> [Work to do] Copy out the lines that have "styles" in them.

> [Stored data]
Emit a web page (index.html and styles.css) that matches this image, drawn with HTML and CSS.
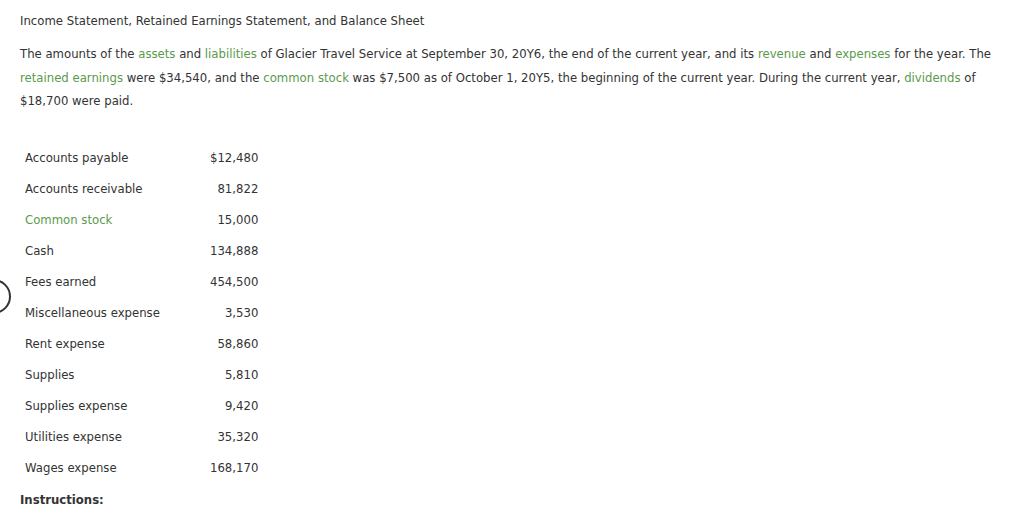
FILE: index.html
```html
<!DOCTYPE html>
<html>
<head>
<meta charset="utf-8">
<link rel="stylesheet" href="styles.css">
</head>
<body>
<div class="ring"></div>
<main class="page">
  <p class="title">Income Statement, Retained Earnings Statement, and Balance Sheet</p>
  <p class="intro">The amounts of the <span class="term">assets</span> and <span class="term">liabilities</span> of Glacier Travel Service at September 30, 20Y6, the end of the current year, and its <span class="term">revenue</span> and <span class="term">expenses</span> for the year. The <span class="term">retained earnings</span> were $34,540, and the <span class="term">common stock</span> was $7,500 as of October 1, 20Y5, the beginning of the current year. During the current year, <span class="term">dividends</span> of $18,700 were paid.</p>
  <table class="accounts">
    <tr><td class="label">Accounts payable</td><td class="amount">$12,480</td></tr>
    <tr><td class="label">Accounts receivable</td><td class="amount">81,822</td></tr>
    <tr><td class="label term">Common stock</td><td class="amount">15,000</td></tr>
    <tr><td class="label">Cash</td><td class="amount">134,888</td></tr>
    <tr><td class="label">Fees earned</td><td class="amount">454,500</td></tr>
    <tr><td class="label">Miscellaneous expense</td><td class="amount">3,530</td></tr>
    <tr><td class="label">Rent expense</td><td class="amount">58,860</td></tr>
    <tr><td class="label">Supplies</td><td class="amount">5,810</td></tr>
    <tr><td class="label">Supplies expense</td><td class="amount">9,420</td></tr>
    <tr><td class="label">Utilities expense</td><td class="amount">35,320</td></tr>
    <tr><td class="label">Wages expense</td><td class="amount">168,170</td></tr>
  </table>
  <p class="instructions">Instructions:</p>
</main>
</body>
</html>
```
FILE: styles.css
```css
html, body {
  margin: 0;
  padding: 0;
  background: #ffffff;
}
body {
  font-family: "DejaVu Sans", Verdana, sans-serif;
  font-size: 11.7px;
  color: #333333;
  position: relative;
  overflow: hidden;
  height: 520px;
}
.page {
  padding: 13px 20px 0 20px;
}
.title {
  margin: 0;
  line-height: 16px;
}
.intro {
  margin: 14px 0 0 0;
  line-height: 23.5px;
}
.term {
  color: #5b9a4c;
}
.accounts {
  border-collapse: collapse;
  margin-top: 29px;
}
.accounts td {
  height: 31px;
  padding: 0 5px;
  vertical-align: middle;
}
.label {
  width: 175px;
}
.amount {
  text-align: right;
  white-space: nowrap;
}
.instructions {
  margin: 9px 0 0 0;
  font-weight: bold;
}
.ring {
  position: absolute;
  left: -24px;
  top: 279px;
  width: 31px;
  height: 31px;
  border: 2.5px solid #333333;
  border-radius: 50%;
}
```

> [Right answer]
Emit a web page (index.html and styles.css) that matches this image, drawn with HTML and CSS.
<link rel="stylesheet" href="styles.css">
FILE: styles.css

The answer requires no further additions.